Complaining to a corporation doesn't do shit unless you affect their bottom line. And so far all these articles and message boards with losers complaining about this have done nothing to slow it down or reverse Google's trajectory.

[–] [email protected] 2 points 7 months ago (1 children)

You say that because it's clear you have no fucking clue how difficult a problem this is. This isn't something you can do overnight, and I'm not even sure a self-hosted solution is possible.

[–] [email protected] -1 points 7 months ago* (last edited 7 months ago) (1 children)

I'm not even sure a self-hosted solution is possible.

You say that, but it's clear you have no fucking clue how easy a solution is.

https://yacy.net/

Commercial options:

https://solr.apache.org/

https://www.meilisearch.com/

[–] [email protected] 2 points 7 months ago

No, you just haven't thought through the implications more than a single step.

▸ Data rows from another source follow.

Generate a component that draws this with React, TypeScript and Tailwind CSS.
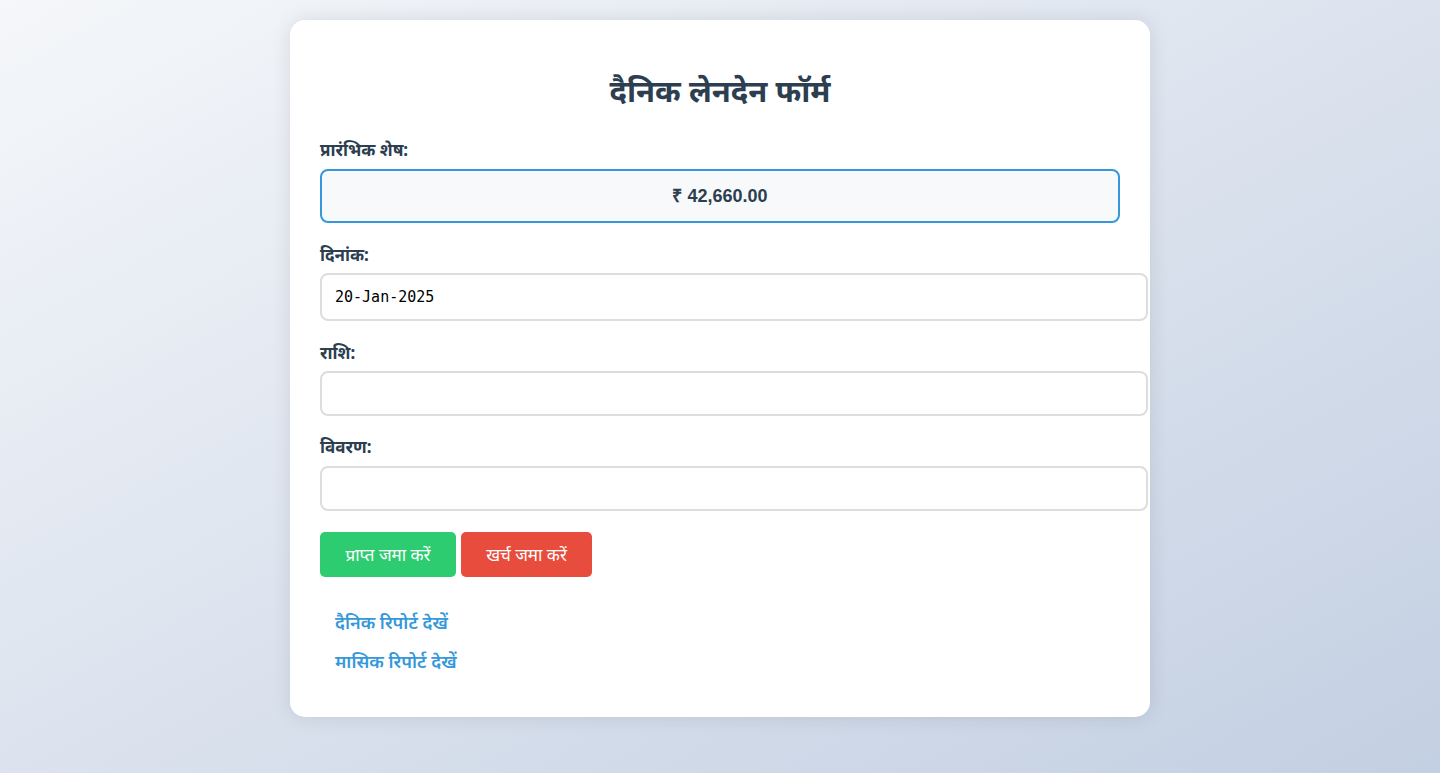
import React, { useState } from 'react'

export default function App() {
  const [date, setDate] = useState('20-Jan-2025')
  const [amount, setAmount] = useState('')
  const [desc, setDesc] = useState('')

  return (
    <div
      className="min-h-[773px] w-full bg-gradient-to-br from-[#f5f7fa] to-[#c3cfe2] pt-5 pb-14"
      style={{ fontFamily: '"Noto Sans", "Liberation Sans", sans-serif' }}
    >
      <div className="mx-auto w-[860px] rounded-[15px] bg-white px-[30px] pt-[30px] pb-[42px] shadow-[0_0_20px_rgba(0,0,0,0.1)]">
        <h1 className="mt-4 mb-6 text-center text-[31px] leading-[48px] font-bold text-[#2c3e50]">
          दैनिक लेनदेन फॉर्म
        </h1>

        {/* Opening balance */}
        <label className="block text-[17px] leading-6 font-bold text-[#2c3e50]">प्रारंभिक शेष:</label>
        <div
          className="mt-[7px] flex h-[54px] w-[800px] items-center justify-center rounded-lg border-2 border-[#3498db] bg-[#f8f9fa] text-[18px] font-bold text-[#2c3e50]"
          style={{ fontFamily: '"Liberation Sans", Arial, sans-serif' }}
        >
          ₹ 42,660.00
        </div>

        <label className="mt-5 block text-[17px] leading-6 font-bold text-[#2c3e50]">दिनांक:</label>
        <input
          value={date}
          onChange={e => setDate(e.target.value)}
          className="mt-[6px] block h-12 w-[828px] rounded-lg border-2 border-[#ddd] px-[13px] text-[15px] text-black outline-none"
          style={{ fontFamily: '"DejaVu Sans Mono", monospace' }}
        />

        <label className="mt-5 block text-[17px] leading-6 font-bold text-[#2c3e50]">राशि:</label>
        <input
          value={amount}
          onChange={e => setAmount(e.target.value)}
          className="mt-[6px] block h-[45px] w-[828px] rounded-lg border-2 border-[#ddd] px-3 text-[16px] outline-none"
        />

        <label className="mt-[19px] block text-[17px] leading-6 font-bold text-[#2c3e50]">विवरण:</label>
        <input
          value={desc}
          onChange={e => setDesc(e.target.value)}
          className="mt-[7px] block h-[45px] w-[828px] rounded-lg border-2 border-[#ddd] px-3 text-[16px] outline-none"
        />

        <div className="mt-[21px] flex gap-[5px]">
          <button className="h-[45px] w-[136px] rounded-[5px] bg-[#2ecc71] text-[17px] text-white">
            प्राप्त जमा करें
          </button>
          <button className="h-[45px] w-[131px] rounded-[5px] bg-[#e74c3c] text-[17px] text-white">
            खर्च जमा करें
          </button>
        </div>

        <div className="mt-[32px] flex flex-col gap-[12px] px-[15px]">
          <a href="#" className="text-[18px] leading-[27px] font-semibold text-[#3498db]">
            दैनिक रिपोर्ट देखें
          </a>
          <a href="#" className="text-[18px] leading-[27px] font-semibold text-[#3498db]">
            मासिक रिपोर्ट देखें
          </a>
        </div>
      </div>
    </div>
  )
}
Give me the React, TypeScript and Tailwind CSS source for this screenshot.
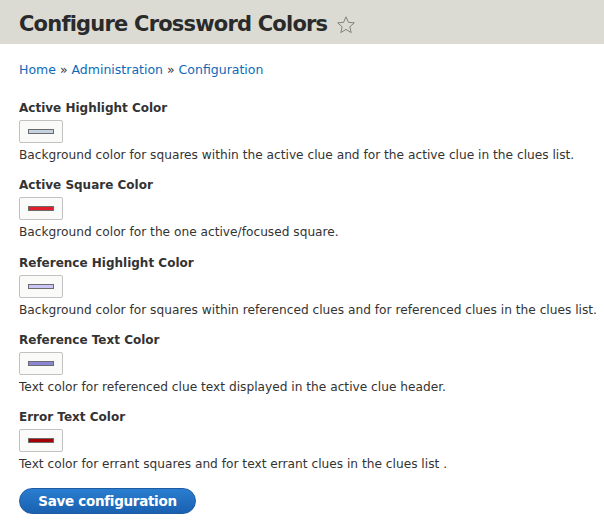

The real trick is SEO. These systems will be gamed. Google used to handle this by using its monopoly on search to enforce rules. It wasn't perfect, but it kept the worst spam from being in the top five results for the most part. Doing this self-hosted would mean a million users having to agree to do the same thing to punish spam results, and that does not work.

And then there's the problem of crawling and storing the entire web. Doing this for specific topics is doable. The entire web is not. Not for a home user with limited budget. YaCy's P2P mode might be a way around that, but it's also not really "self-hosted" anymore.

Microsoft dumped tons of money into making the second best search engine, and it's a bit of a joke. This is not an easy problem.